The group explored the problem of how to return data to a data subject that no longer wants their data to be utilised, despite it already being used to train the model, requiring a form of “machine-unlearning”. The question then becomes: is the differential privacy proposed enough to prevent such time-consuming machine-unlearning from occurring? As in, can the data being subjected to only affecting the outcome of one teacher be enough to satisfy what machine-unlearning would achieve?

The group decided that this probably wouldn’t be the case. The model’s data points (like in stochastic gradient descent) would still be influenced by the initial data point of the data subject, thus making it hard to remove their data entirely.
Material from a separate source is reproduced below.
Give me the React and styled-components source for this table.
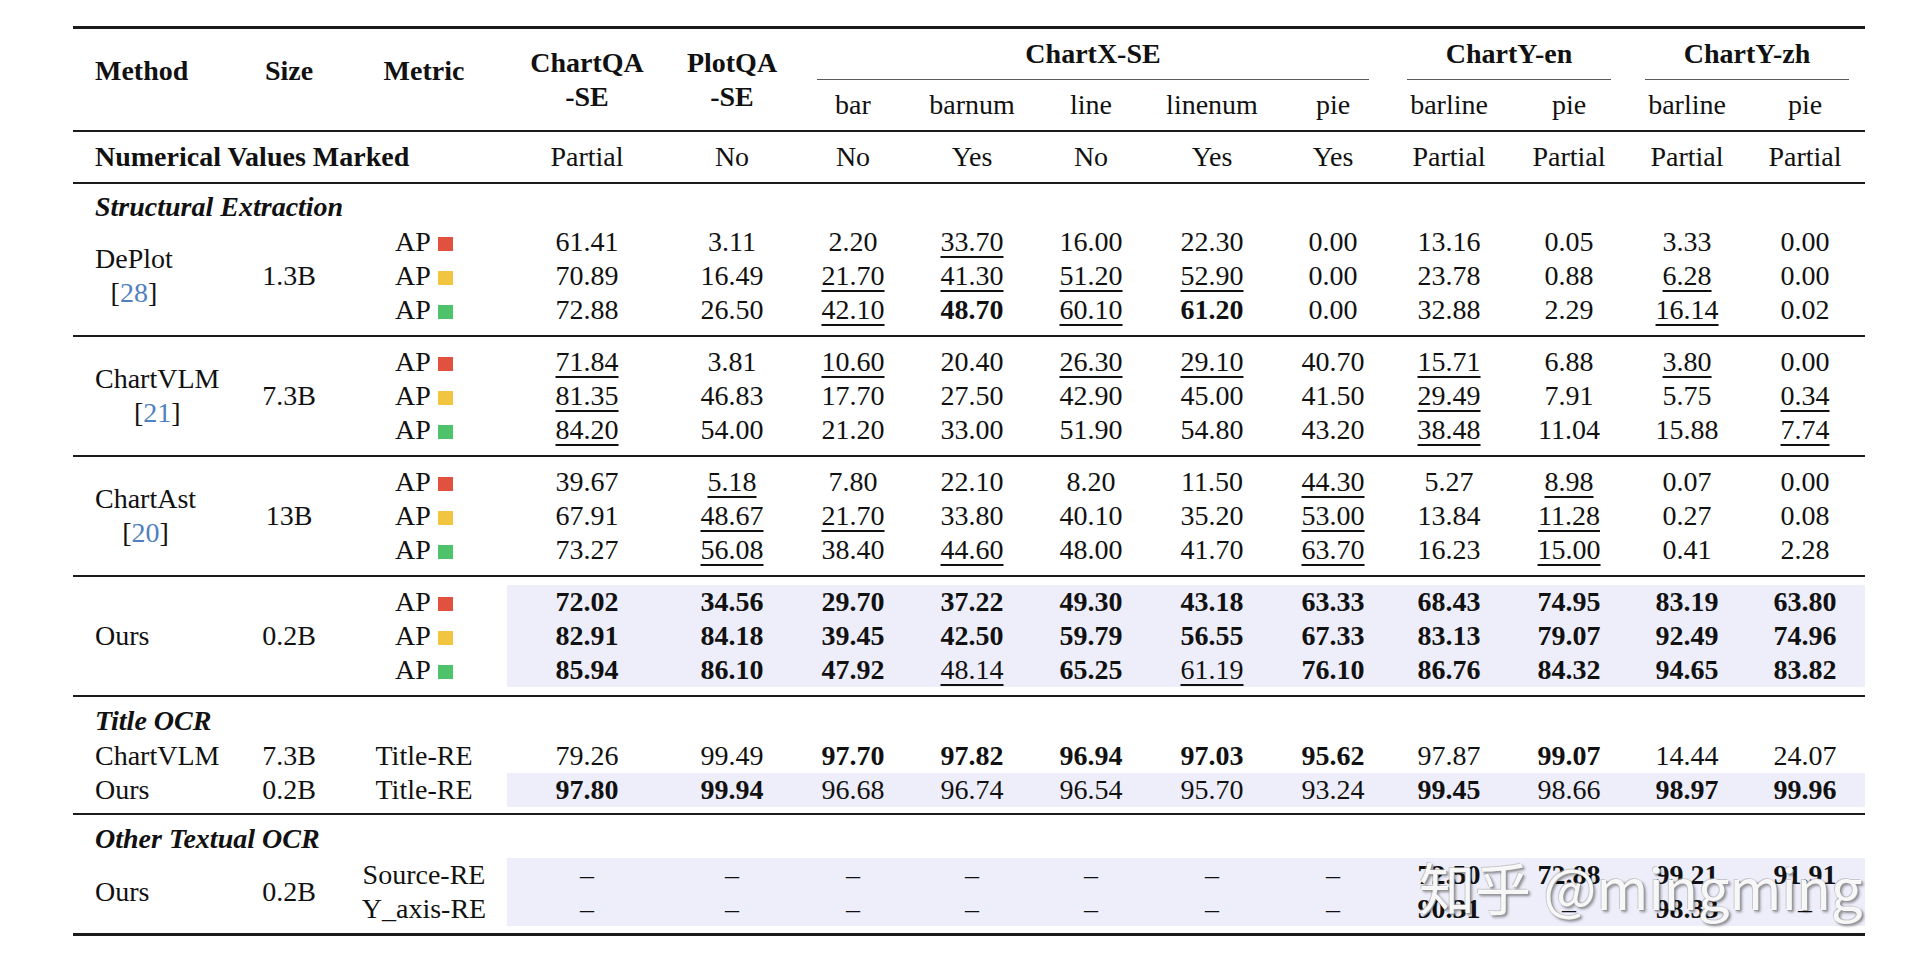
import styled, { createGlobalStyle } from "styled-components";

const GlobalStyle = createGlobalStyle`
  html, body {
    margin: 0;
    padding: 0;
    background: #fff;
  }
  body {
    font-family: "Liberation Serif", "Times New Roman", serif;
    color: #111;
  }
`;

const COLS = [164, 104, 166, 160, 130, 112, 126, 112, 130, 112, 120, 120, 116, 120];
const SWATCH = { r: "#e0513f", y: "#f1c540", g: "#4ec36c" };

const structural = [
  {
    name: "DePlot",
    cite: "28",
    size: "1.3B",
    rows: [
      ["r", "61.41", "3.11", "2.20", "_33.70", "16.00", "22.30", "0.00", "13.16", "0.05", "3.33", "0.00"],
      ["y", "70.89", "16.49", "_21.70", "_41.30", "_51.20", "_52.90", "0.00", "23.78", "0.88", "_6.28", "0.00"],
      ["g", "72.88", "26.50", "_42.10", "*48.70", "_60.10", "*61.20", "0.00", "32.88", "2.29", "_16.14", "0.02"],
    ],
  },
  {
    name: "ChartVLM",
    cite: "21",
    size: "7.3B",
    rows: [
      ["r", "_71.84", "3.81", "_10.60", "20.40", "_26.30", "_29.10", "40.70", "_15.71", "6.88", "_3.80", "0.00"],
      ["y", "_81.35", "46.83", "17.70", "27.50", "42.90", "45.00", "41.50", "_29.49", "7.91", "5.75", "_0.34"],
      ["g", "_84.20", "54.00", "21.20", "33.00", "51.90", "54.80", "43.20", "_38.48", "11.04", "15.88", "_7.74"],
    ],
  },
  {
    name: "ChartAst",
    cite: "20",
    size: "13B",
    rows: [
      ["r", "39.67", "_5.18", "7.80", "22.10", "8.20", "11.50", "_44.30", "5.27", "_8.98", "0.07", "0.00"],
      ["y", "67.91", "_48.67", "_21.70", "33.80", "40.10", "35.20", "_53.00", "13.84", "_11.28", "0.27", "0.08"],
      ["g", "73.27", "_56.08", "38.40", "_44.60", "48.00", "41.70", "_63.70", "16.23", "_15.00", "0.41", "2.28"],
    ],
  },
  {
    name: "Ours",
    size: "0.2B",
    shade: true,
    rows: [
      ["r", "*72.02", "*34.56", "*29.70", "*37.22", "*49.30", "*43.18", "*63.33", "*68.43", "*74.95", "*83.19", "*63.80"],
      ["y", "*82.91", "*84.18", "*39.45", "*42.50", "*59.79", "*56.55", "*67.33", "*83.13", "*79.07", "*92.49", "*74.96"],
      ["g", "*85.94", "*86.10", "*47.92", "_48.14", "*65.25", "_61.19", "*76.10", "*86.76", "*84.32", "*94.65", "*83.82"],
    ],
  },
];

const titleOcr = [
  { name: "ChartVLM", size: "7.3B", metric: "Title-RE", vals: ["79.26", "99.49", "*97.70", "*97.82", "*96.94", "*97.03", "*95.62", "97.87", "*99.07", "14.44", "24.07"] },
  { name: "Ours", size: "0.2B", metric: "Title-RE", shade: true, vals: ["*97.80", "*99.94", "96.68", "96.74", "96.54", "95.70", "93.24", "*99.45", "98.66", "*98.97", "*99.96"] },
];

const D = "–";
const otherOcr = [
  ["Source-RE", D, D, D, D, D, D, D, "*72.50", "*72.88", "*99.21", "*91.91"],
  ["Y_axis-RE", D, D, D, D, D, D, D, "*90.31", D, "*98.33", D],
];

const marked = ["Partial", "No", "No", "Yes", "No", "Yes", "Yes", "Partial", "Partial", "Partial", "Partial"];

const Page = styled.div`
  padding: 26px 0 30px 73px;
`;

const Frame = styled.div`
  position: relative;
  width: 1792px;
`;

const Table = styled.table`
  width: 1792px;
  table-layout: fixed;
  border-collapse: collapse;
  border-top: 3px solid #1b1b1b;
  border-bottom: 3px solid #1b1b1b;
  font-size: 28px;
  line-height: 34px;
`;

const Col = styled.col`
  width: ${(p) => p.$w}px;
`;

const Head = styled.thead`
  border-bottom: 2px solid #1b1b1b;
`;

const Group = styled.tbody`
  border-top: 2px solid #1b1b1b;
`;

const HeadRow = styled.tr`
  height: ${(p) => p.$h}px;
`;

const Th = styled.th`
  padding: ${(p) => (p.$up ? "0 0 18px" : "0")};
  padding-left: ${(p) => (p.$left ? "22px" : "0")};
  font-weight: ${(p) => (p.$light ? 400 : 700)};
  text-align: ${(p) => (p.$left ? "left" : "center")};
  vertical-align: middle;
  white-space: nowrap;
`;

const SpanTh = styled.th`
  padding: 8px ${(p) => p.$trim}px 0;
  font-weight: 700;
  text-align: center;
  vertical-align: bottom;
`;

const SpanLabel = styled.div`
  padding-bottom: 8px;
  border-bottom: 1.5px solid #5a5a5a;
`;

const Row = styled.tr`
  height: ${(p) => p.$h || 34}px;
`;

const Name = styled.td`
  padding: 0 0 0 22px;
  text-align: left;
  vertical-align: middle;
  white-space: nowrap;
  font-weight: ${(p) => (p.$bold ? 700 : 400)};
`;

const NameStack = styled.span`
  display: inline-block;
  text-align: center;
`;

const Cite = styled.span`
  color: #5080bd;
`;

const Plain = styled.td`
  padding: 0;
  text-align: center;
  vertical-align: middle;
  white-space: nowrap;
`;

const Cell = styled.td`
  padding: 0;
  text-align: center;
  vertical-align: middle;
  white-space: nowrap;
  background: ${(p) => (p.$shade ? "#eeeefb" : "transparent")};
`;

const Num = styled.span`
  font-weight: ${(p) => (p.$b ? 700 : 400)};
  text-decoration: ${(p) => (p.$u ? "underline" : "none")};
  text-underline-offset: 5px;
  text-decoration-thickness: 1.5px;
`;

const Swatch = styled.span`
  display: inline-block;
  width: 15px;
  height: 14px;
  margin-left: 7px;
  background: ${(p) => p.$c};
`;

const Section = styled.td`
  padding: ${(p) => p.$pt}px 0 0 22px;
  font-weight: 700;
  font-style: italic;
  text-align: left;
  vertical-align: top;
`;

const Watermark = styled.div`
  position: absolute;
  left: 1346px;
  top: 832px;
  font-family: "Noto Sans CJK SC", "Noto Sans", sans-serif;
  font-size: 56px;
  line-height: 1;
  color: rgba(255, 255, 255, 0.92);
  text-shadow: 1px 1px 0 #9a9a9a, 2px 2px 3px rgba(0, 0, 0, 0.45), -1px -1px 0 rgba(180, 180, 180, 0.6);
  white-space: nowrap;
  pointer-events: none;
`;

const Value = ({ v }) => {
  const b = v.startsWith("*");
  const u = v.startsWith("_");
  return (
    <Num $b={b} $u={u}>
      {b || u ? v.slice(1) : v}
    </Num>
  );
};

const Gap = ({ h }) => (
  <Row $h={h}>
    <td colSpan={14} />
  </Row>
);

const App = () => {
  return (
    <Page>
      <GlobalStyle />
      <Frame>
        <Table>
          <colgroup>
            {COLS.map((w, i) => (
              <Col key={i} $w={w} />
            ))}
          </colgroup>
          <Head>
            <HeadRow $h={51}>
              <Th rowSpan={2} $left $up>Method</Th>
              <Th rowSpan={2} $up>Size</Th>
              <Th rowSpan={2} $up>Metric</Th>
              <Th rowSpan={2}>ChartQA<br />-SE</Th>
              <Th rowSpan={2}>PlotQA<br />-SE</Th>
              <SpanTh colSpan={5} $trim={20}>
                <SpanLabel>ChartX-SE</SpanLabel>
              </SpanTh>
              <SpanTh colSpan={2} $trim={18}>
                <SpanLabel>ChartY-en</SpanLabel>
              </SpanTh>
              <SpanTh colSpan={2} $trim={16}>
                <SpanLabel>ChartY-zh</SpanLabel>
              </SpanTh>
            </HeadRow>
            <HeadRow $h={51}>
              {["bar", "barnum", "line", "linenum", "pie", "barline", "pie", "barline", "pie"].map((t, i) => (
                <Th key={i} $light>{t}</Th>
              ))}
            </HeadRow>
          </Head>

          <Group>
            <Row $h={52}>
              <Name colSpan={3} $bold>Numerical Values Marked</Name>
              {marked.map((m, i) => (
                <Plain key={i}>{m}</Plain>
              ))}
            </Row>
          </Group>

          {structural.map((g, gi) => (
            <Group key={g.name + gi}>
              {gi === 0 ? (
                <Row $h={42}>
                  <Section colSpan={14} $pt={6}>Structural Extraction</Section>
                </Row>
              ) : (
                <Gap h={9} />
              )}
              {g.rows.map((r, ri) => (
                <Row key={ri}>
                  {ri === 0 && (
                    <>
                      <Name rowSpan={3}>
                        <NameStack>
                          {g.name}
                          {g.cite && (
                            <>
                              <br />[<Cite>{g.cite}</Cite>]
                            </>
                          )}
                        </NameStack>
                      </Name>
                      <Plain rowSpan={3}>{g.size}</Plain>
                    </>
                  )}
                  <Plain>
                    AP<Swatch $c={SWATCH[r[0]]} />
                  </Plain>
                  {r.slice(1).map((v, vi) => (
                    <Cell key={vi} $shade={g.shade}>
                      <Value v={v} />
                    </Cell>
                  ))}
                </Row>
              ))}
              <Gap h={9} />
            </Group>
          ))}

          <Group>
            <Row $h={43}>
              <Section colSpan={14} $pt={7}>Title OCR</Section>
            </Row>
            {titleOcr.map((r) => (
              <Row key={r.name}>
                <Name>{r.name}</Name>
                <Plain>{r.size}</Plain>
                <Plain>{r.metric}</Plain>
                {r.vals.map((v, vi) => (
                  <Cell key={vi} $shade={r.shade}>
                    <Value v={v} />
                  </Cell>
                ))}
              </Row>
            ))}
            <Gap h={7} />
          </Group>

          <Group>
            <Row $h={44}>
              <Section colSpan={14} $pt={7}>Other Textual OCR</Section>
            </Row>
            {otherOcr.map((r, ri) => (
              <Row key={r[0]}>
                {ri === 0 && (
                  <>
                    <Name rowSpan={2}>Ours</Name>
                    <Plain rowSpan={2}>0.2B</Plain>
                  </>
                )}
                <Plain>{r[0]}</Plain>
                {r.slice(1).map((v, vi) => (
                  <Cell key={vi} $shade>
                    <Value v={v} />
                  </Cell>
                ))}
              </Row>
            ))}
            <Gap h={8} />
          </Group>
        </Table>
        <Watermark>知乎 @mingming</Watermark>
      </Frame>
    </Page>
  );
};

export default App;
Hence, Shared Isolated Sliced Aggregate training is then explored. Here, the method involves splitting the model into shards, and those shards into slices, meaning that the data point will only be in one shard and in one slice of that shard, whereby only one shard will need to be retrained rather than the whole model. Such retraining will then be quicker, for each shard completion contains a checkpoint before moving onto the next shard, proving a launching pad for retraining the model.

Deepfakes:

The notion of ML’s role in deepfakes is then considered, with progress in ML accelerating the progress in digital alteration. The group considered 3 approaches as how to combat this:

  1. Detect artifacts within the altered image (such as detecting imperfections, like imperfect body movements).
  2. Reveal content provenance (secure record of all entities and systems that manipulate a particular piece of content).
  3. Advocate a notion of total accountability (record every minute of your life).
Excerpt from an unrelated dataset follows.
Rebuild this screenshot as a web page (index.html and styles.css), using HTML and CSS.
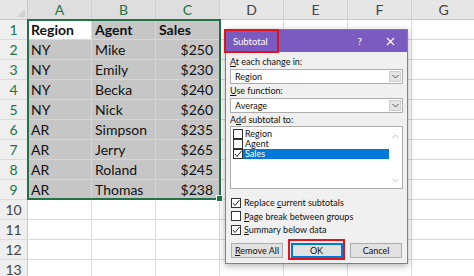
FILE: index.html
```html
<!DOCTYPE html>
<html lang="en">
<head>
    <meta charset="UTF-8">
    <title>Subtotal</title>
    <link rel="stylesheet" href="styles.css">
</head>
<body>
    <div class="sheet">
        <div class="grid">
            <div class="corner"></div>
            <div class="ch on">A</div><div class="ch on">B</div><div class="ch on">C</div>
            <div class="ch">D</div><div class="ch">E</div><div class="ch">F</div><div class="ch">G</div>

            <div class="rh on">1</div>
            <div class="cell bold">Region</div><div class="cell sel bold">Agent</div><div class="cell sel bold">Sales</div>
            <div class="cell"></div><div class="cell"></div><div class="cell"></div><div class="cell"></div>

            <div class="rh on">2</div>
            <div class="cell sel">NY</div><div class="cell sel">Mike</div><div class="cell sel num">$250</div>
            <div class="cell"></div><div class="cell"></div><div class="cell"></div><div class="cell"></div>

            <div class="rh on">3</div>
            <div class="cell sel">NY</div><div class="cell sel">Emily</div><div class="cell sel num">$230</div>
            <div class="cell"></div><div class="cell"></div><div class="cell"></div><div class="cell"></div>

            <div class="rh on">4</div>
            <div class="cell sel">NY</div><div class="cell sel">Becka</div><div class="cell sel num">$240</div>
            <div class="cell"></div><div class="cell"></div><div class="cell"></div><div class="cell"></div>

            <div class="rh on">5</div>
            <div class="cell sel">NY</div><div class="cell sel">Nick</div><div class="cell sel num">$260</div>
            <div class="cell"></div><div class="cell"></div><div class="cell"></div><div class="cell"></div>

            <div class="rh on">6</div>
            <div class="cell sel">AR</div><div class="cell sel">Simpson</div><div class="cell sel num">$235</div>
            <div class="cell"></div><div class="cell"></div><div class="cell"></div><div class="cell"></div>

            <div class="rh on">7</div>
            <div class="cell sel">AR</div><div class="cell sel">Jerry</div><div class="cell sel num">$265</div>
            <div class="cell"></div><div class="cell"></div><div class="cell"></div><div class="cell"></div>

            <div class="rh on">8</div>
            <div class="cell sel">AR</div><div class="cell sel">Roland</div><div class="cell sel num">$245</div>
            <div class="cell"></div><div class="cell"></div><div class="cell"></div><div class="cell"></div>

            <div class="rh on">9</div>
            <div class="cell sel">AR</div><div class="cell sel">Thomas</div><div class="cell sel num">$238</div>
            <div class="cell"></div><div class="cell"></div><div class="cell"></div><div class="cell"></div>

            <div class="rh">10</div>
            <div class="cell"></div><div class="cell"></div><div class="cell"></div>
            <div class="cell"></div><div class="cell"></div><div class="cell"></div><div class="cell"></div>

            <div class="rh">11</div>
            <div class="cell"></div><div class="cell"></div><div class="cell"></div>
            <div class="cell"></div><div class="cell"></div><div class="cell"></div><div class="cell"></div>

            <div class="rh">12</div>
            <div class="cell"></div><div class="cell"></div><div class="cell"></div>
            <div class="cell"></div><div class="cell"></div><div class="cell"></div><div class="cell"></div>

            <div class="rh">13</div>
            <div class="cell"></div><div class="cell"></div><div class="cell"></div>
            <div class="cell"></div><div class="cell"></div><div class="cell"></div><div class="cell"></div>
        </div>

        <!-- selection border over A1:C9 -->
        <div class="selection"><span class="handle"></span></div>

        <div class="dialog">
            <div class="titlebar">
                <span class="title">Subtotal</span>
                <span class="help">?</span>
                <svg class="close" width="9" height="9" viewBox="0 0 9 9">
                    <path d="M1 1 L8 8 M8 1 L1 8" stroke="#fff" stroke-width="1.2"/>
                </svg>
            </div>
            <div class="body">
                <div class="label label-first"><u>A</u>t each change in:</div>
                <div class="combo">
                    <span class="combo-text">Region</span>
                    <span class="combo-btn">
                        <svg width="7" height="5" viewBox="0 0 7 5"><path d="M0.5 1 L3.5 4 L6.5 1" fill="none" stroke="#555" stroke-width="1"/></svg>
                    </span>
                </div>
                <div class="label"><u>U</u>se function:</div>
                <div class="combo">
                    <span class="combo-text">Average</span>
                    <span class="combo-btn">
                        <svg width="7" height="5" viewBox="0 0 7 5"><path d="M0.5 1 L3.5 4 L6.5 1" fill="none" stroke="#555" stroke-width="1"/></svg>
                    </span>
                </div>
                <div class="label">A<u>d</u>d subtotal to:</div>
                <div class="listbox">
                    <div class="items">
                        <div class="item"><span class="box"></span><span class="item-text">Region</span></div>
                        <div class="item"><span class="box"></span><span class="item-text">Agent</span></div>
                        <div class="item">
                            <span class="box">
                                <svg width="8" height="8" viewBox="0 0 8 8"><path d="M1 4 L3 6.5 L7.5 1" fill="none" stroke="#222" stroke-width="1"/></svg>
                            </span>
                            <span class="item-text picked">Sales</span>
                        </div>
                    </div>
                    <div class="scroll">
                        <svg width="7" height="5" viewBox="0 0 7 5"><path d="M0.5 4 L3.5 1 L6.5 4" fill="none" stroke="#bbb" stroke-width="1"/></svg>
                        <svg width="7" height="5" viewBox="0 0 7 5"><path d="M0.5 1 L3.5 4 L6.5 1" fill="none" stroke="#bbb" stroke-width="1"/></svg>
                    </div>
                </div>
                <div class="options">
                    <div class="option">
                        <span class="box"><svg width="8" height="8" viewBox="0 0 8 8"><path d="M1 4 L3 6.5 L7.5 1" fill="none" stroke="#222" stroke-width="1"/></svg></span>
                        <span>Replace <u>c</u>urrent subtotals</span>
                    </div>
                    <div class="option">
                        <span class="box"></span>
                        <span><u>P</u>age break between groups</span>
                    </div>
                    <div class="option">
                        <span class="box"><svg width="8" height="8" viewBox="0 0 8 8"><path d="M1 4 L3 6.5 L7.5 1" fill="none" stroke="#222" stroke-width="1"/></svg></span>
                        <span><u>S</u>ummary below data</span>
                    </div>
                </div>
                <div class="buttons">
                    <button class="btn"><u>R</u>emove All</button>
                    <button class="btn btn-default">OK</button>
                    <button class="btn">Cancel</button>
                </div>
            </div>
        </div>

        <!-- red highlight marks -->
        <div class="mark mark-title"></div>
        <div class="mark mark-ok"></div>
    </div>
</body>
</html>
```

FILE: styles.css
```css
body {
    margin: 0;
    background-color: white;
    overflow: hidden;
}
.sheet {
    position: relative;
    width: 474px;
    height: 276px;
    overflow: hidden;
    font-family: Lato, "Open Sans", sans-serif;
}
.grid {
    display: grid;
    grid-template-columns: 28px repeat(7, 64px);
    grid-auto-rows: 20px;
}
.corner {
    position: relative;
    background-color: #e6e6e6;
    border-right: 1px solid #c8c8c8;
    border-bottom: 1px solid #c8c8c8;
    box-sizing: border-box;
}
.corner::after {
    content: "";
    position: absolute;
    right: 2px;
    bottom: 2px;
    border-left: 8px solid transparent;
    border-bottom: 8px solid #cfcfcf;
}
.ch {
    background-color: #e6e6e6;
    border-right: 1px solid #cfcfcf;
    border-bottom: 1px solid #c8c8c8;
    box-sizing: border-box;
    text-align: center;
    font-size: 14px;
    line-height: 20px;
    color: #444;
}
.ch.on {
    background-color: #dedede;
    color: #217346;
}
.rh {
    background-color: #efefef;
    border-right: 1px solid #c8c8c8;
    border-bottom: 1px solid #dadada;
    box-sizing: border-box;
    text-align: center;
    font-size: 14px;
    line-height: 19px;
    color: #444;
}
.rh.on {
    color: #217346;
}
.cell {
    border-right: 1px solid #dadada;
    border-bottom: 1px solid #dadada;
    box-sizing: border-box;
    padding-left: 3px;
    font-size: 14px;
    line-height: 20px;
    color: #111;
    white-space: nowrap;
    overflow: hidden;
}
.cell.sel {
    background-color: #c6c6c6;
    border-color: #d6d6d6;
}
.cell.bold {
    font-weight: bold;
}
.cell.num {
    text-align: right;
    padding-right: 6px;
}
.selection {
    position: absolute;
    left: 27px;
    top: 19px;
    width: 194px;
    height: 181px;
    border: 2px solid #217346;
    box-sizing: border-box;
}
.handle {
    position: absolute;
    right: -4px;
    bottom: -4px;
    width: 5px;
    height: 5px;
    background-color: #217346;
    border: 1px solid white;
}
.dialog {
    position: absolute;
    left: 225px;
    top: 29px;
    width: 183px;
    height: 235px;
    background-color: #f0f0f0;
    border: 1px solid #8a72c0;
    box-sizing: border-box;
    box-shadow: 0 2px 7px rgba(0, 0, 0, 0.3);
    font-family: Lato, "Open Sans", sans-serif;
    font-size: 9px;
    color: #111;
    display: flex;
    flex-direction: column;
}
.titlebar {
    height: 22px;
    background-color: #7b5bbf;
    display: flex;
    align-items: center;
    color: white;
    flex-shrink: 0;
}
.title {
    font-size: 9.5px;
    padding-left: 7px;
    flex: 1;
}
.help {
    font-size: 10px;
    margin-right: 24px;
}
.close {
    margin-right: 12px;
}
.body {
    padding: 0 4px 0 4px;
    display: flex;
    flex-direction: column;
}
.label {
    line-height: 12px;
    margin-top: 1px;
}
.label-first {
    margin-top: 4px;
}
.combo {
    height: 15px;
    margin-top: 1px;
    background-color: white;
    border: 1px solid #adadad;
    box-sizing: border-box;
    display: flex;
    align-items: center;
}
.combo-text {
    flex: 1;
    padding-left: 4px;
}
.combo-btn {
    width: 12px;
    height: 11px;
    margin-right: 1px;
    background-color: #e5e5e5;
    border: 1px solid #cdcdcd;
    box-sizing: border-box;
    display: flex;
    align-items: center;
    justify-content: center;
}
.listbox {
    height: 63px;
    margin-top: 0;
    background-color: white;
    border: 1px solid #adadad;
    box-sizing: border-box;
    display: flex;
}
.items {
    flex: 1;
    padding-top: 2px;
    padding-left: 2px;
}
.item {
    height: 10px;
    display: flex;
    align-items: center;
}
.item-text {
    flex: 1;
    line-height: 10px;
    padding-left: 2px;
}
.item-text.picked {
    background-color: #0078d7;
    color: white;
}
.box {
    width: 10px;
    height: 10px;
    border: 1px solid #333;
    background-color: white;
    box-sizing: border-box;
    display: flex;
    align-items: center;
    justify-content: center;
    flex-shrink: 0;
}
.box svg {
    display: block;
}
.scroll {
    width: 13px;
    display: flex;
    flex-direction: column;
    justify-content: space-between;
    align-items: center;
    padding: 7px 0 5px 0;
}
.options {
    margin-top: 7px;
}
.option {
    height: 13.5px;
    display: flex;
    align-items: center;
    gap: 3px;
    padding-left: 1px;
}
.buttons {
    display: flex;
    justify-content: space-between;
    margin-top: 6px;
    padding: 0 1px;
}
.btn {
    width: 52px;
    height: 15px;
    padding: 0;
    background-color: #e1e1e1;
    border: 1px solid #adadad;
    font-family: Lato, "Open Sans", sans-serif;
    font-size: 9px;
    color: #111;
}
.btn-default {
    border: 2px solid #0078d7;
}
.mark {
    position: absolute;
    border: 2px solid #e3131b;
    box-sizing: border-box;
}
.mark-title {
    left: 224px;
    top: 29px;
    width: 55px;
    height: 24px;
}
.mark-ok {
    left: 288px;
    top: 239px;
    width: 57px;
    height: 21px;
}
```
The group believed that none of these 3 methods would achieve total coverage of all the problematic areas of deepfakes, so the supplementation of policy on areas such as predictive policing and feedback loops is required.

Conclusion:

The group concluded that research is needed in order to align ML with human norms. Once this is done, trustworthy ML is an opportunity to make ML better, and a cause that provides much food for thought for the future.